Over the weekend, popular vote loser Donald Trump promised he had a plan for replacing Obamacare, an as-of-yet secret plan. And fellow Republicans had better like it.
Trump warned Republicans that if the party splinters or slows his agenda, he is ready to use the power of the presidency — and Twitter — to usher his legislation to passage. […]
Trump said his plan for replacing most aspects of Obama’s health-care law is all but finished. Although he was coy about its details — “lower numbers, much lower deductibles” — he said he is ready to unveil it alongside Ryan and Senate Majority Leader Mitch McConnell (R-Ky.). […]
For conservative Republicans dubious about his pledge to ensure coverage for millions, Trump pointed to several interviews he gave during the campaign in which he promised to “not have people dying on the street.”
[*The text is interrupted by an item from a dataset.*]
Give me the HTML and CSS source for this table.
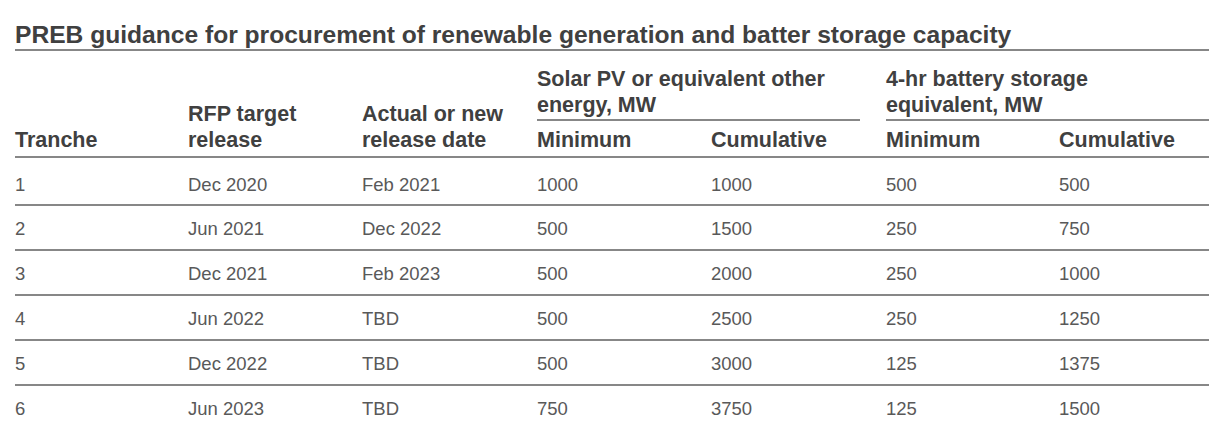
FILE: index.html
```html
<!DOCTYPE html>
<html lang="en">
<head>
<meta charset="utf-8">
<title>PREB guidance</title>
<link rel="stylesheet" href="styles.css">
</head>
<body>
<main class="panel">
  <h1 class="title">PREB guidance for procurement of renewable generation and batter storage capacity</h1>
  <table class="data">
    <colgroup>
      <col class="c1"><col class="c2"><col class="c3"><col class="c4"><col class="c5"><col class="c6"><col class="c7">
    </colgroup>
    <thead>
      <tr class="group-row">
        <th rowspan="2" class="hcell">Tranche</th>
        <th rowspan="2" class="hcell">RFP target<br>release</th>
        <th rowspan="2" class="hcell">Actual or new<br>release date</th>
        <th colspan="2" class="gcell"><div class="group group-first">Solar PV or equivalent other<br>energy, MW</div></th>
        <th colspan="2" class="gcell"><div class="group">4-hr battery storage<br>equivalent, MW</div></th>
      </tr>
      <tr class="sub-row">
        <th class="scell">Minimum</th>
        <th class="scell">Cumulative</th>
        <th class="scell">Minimum</th>
        <th class="scell">Cumulative</th>
      </tr>
    </thead>
    <tbody>
      <tr><td>1</td><td>Dec 2020</td><td>Feb 2021</td><td>1000</td><td>1000</td><td>500</td><td>500</td></tr>
      <tr><td>2</td><td>Jun 2021</td><td>Dec 2022</td><td>500</td><td>1500</td><td>250</td><td>750</td></tr>
      <tr><td>3</td><td>Dec 2021</td><td>Feb 2023</td><td>500</td><td>2000</td><td>250</td><td>1000</td></tr>
      <tr><td>4</td><td>Jun 2022</td><td>TBD</td><td>500</td><td>2500</td><td>250</td><td>1250</td></tr>
      <tr><td>5</td><td>Dec 2022</td><td>TBD</td><td>500</td><td>3000</td><td>125</td><td>1375</td></tr>
      <tr><td>6</td><td>Jun 2023</td><td>TBD</td><td>750</td><td>3750</td><td>125</td><td>1500</td></tr>
    </tbody>
  </table>
</main>
</body>
</html>
```
FILE: styles.css
```css
html, body {
  margin: 0;
  padding: 0;
  background: #ffffff;
}

body {
  font-family: "Liberation Sans", Arial, sans-serif;
  color: #595959;
}

.panel {
  width: 1194px;
  margin-left: 15px;
}

.title {
  margin: 0;
  padding-top: 21px;
  font-size: 24.6px;
  line-height: 28px;
  font-weight: bold;
  color: #404040;
  border-bottom: 2px solid #878787;
  white-space: nowrap;
}

.data {
  width: 1194px;
  table-layout: fixed;
  border-collapse: collapse;
  border-spacing: 0;
}

.c1 { width: 173px; }
.c2 { width: 174px; }
.c3 { width: 175px; }
.c4 { width: 174px; }
.c5 { width: 175px; }
.c6 { width: 173px; }
.c7 { width: 150px; }

.data th {
  padding: 0;
  text-align: left;
  font-size: 21.5px;
  line-height: 26px;
  font-weight: bold;
  color: #404040;
  vertical-align: bottom;
}

.hcell {
  padding-bottom: 3px !important;
  border-bottom: 2px solid #878787;
}

.gcell {
  padding-top: 15px !important;
}

.group {
  padding-bottom: 1px;
  border-bottom: 2px solid #878787;
}

.group-first {
  margin-right: 26px;
}

.scell {
  padding-top: 6px !important;
  padding-bottom: 3px !important;
  border-bottom: 2px solid #878787;
}

.data td {
  padding: 12px 0 9px 0;
  font-size: 18.5px;
  line-height: 22px;
  color: #595959;
  border-bottom: 2px solid #878787;
  white-space: nowrap;
}

.data tbody tr:first-child td {
  padding-top: 16px;
  padding-bottom: 8px;
}

.data tbody tr:last-child td {
  border-bottom: none;
}
```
“It’s not going to be their plan,” he said of people covered under the current law. “It’ll be another plan. But they’ll be beautifully covered. I don’t want single-payer. What I do want is to be able to take care of people,” he said Saturday.
Of course, there has yet to be a case of any nation providing universal "beautiful" coverage that's not a variation of single payer, built upon guaranteed universal access in which all the basics are provided by the government. That's just how the economics of healthcare works—in the reality in which we all live, you can't get there any other way. Trump's reality is obviously a different one.
So is Paul Ryan's.
In his reality, as long as there is some kind of "access" to healthcare, whether or not it's quality care and whether or not people can actually afford it, he's good. Because it really doesn't matter to him if you live or die on the street or otherwise. And in between them is Trump's new mouthpiece, Sean Spicer, who went on the TV Monday morning to try to bridge the gap between what Trump says and what Ryan will allow and came up with nonsense. Trump's goal, he said, is "to get insurance for everybody through marketplace solutions, through bringing costs down, through negotiating with pharmaceutical companies, allowing competition over state lines." As if Trump's vision and Ryan's vision aren't divergent and as if either were remotely realistic.
The key takeaway: Republicans in Congress have started the repeal snowball rolling—and none of them have any idea what's going to happen next.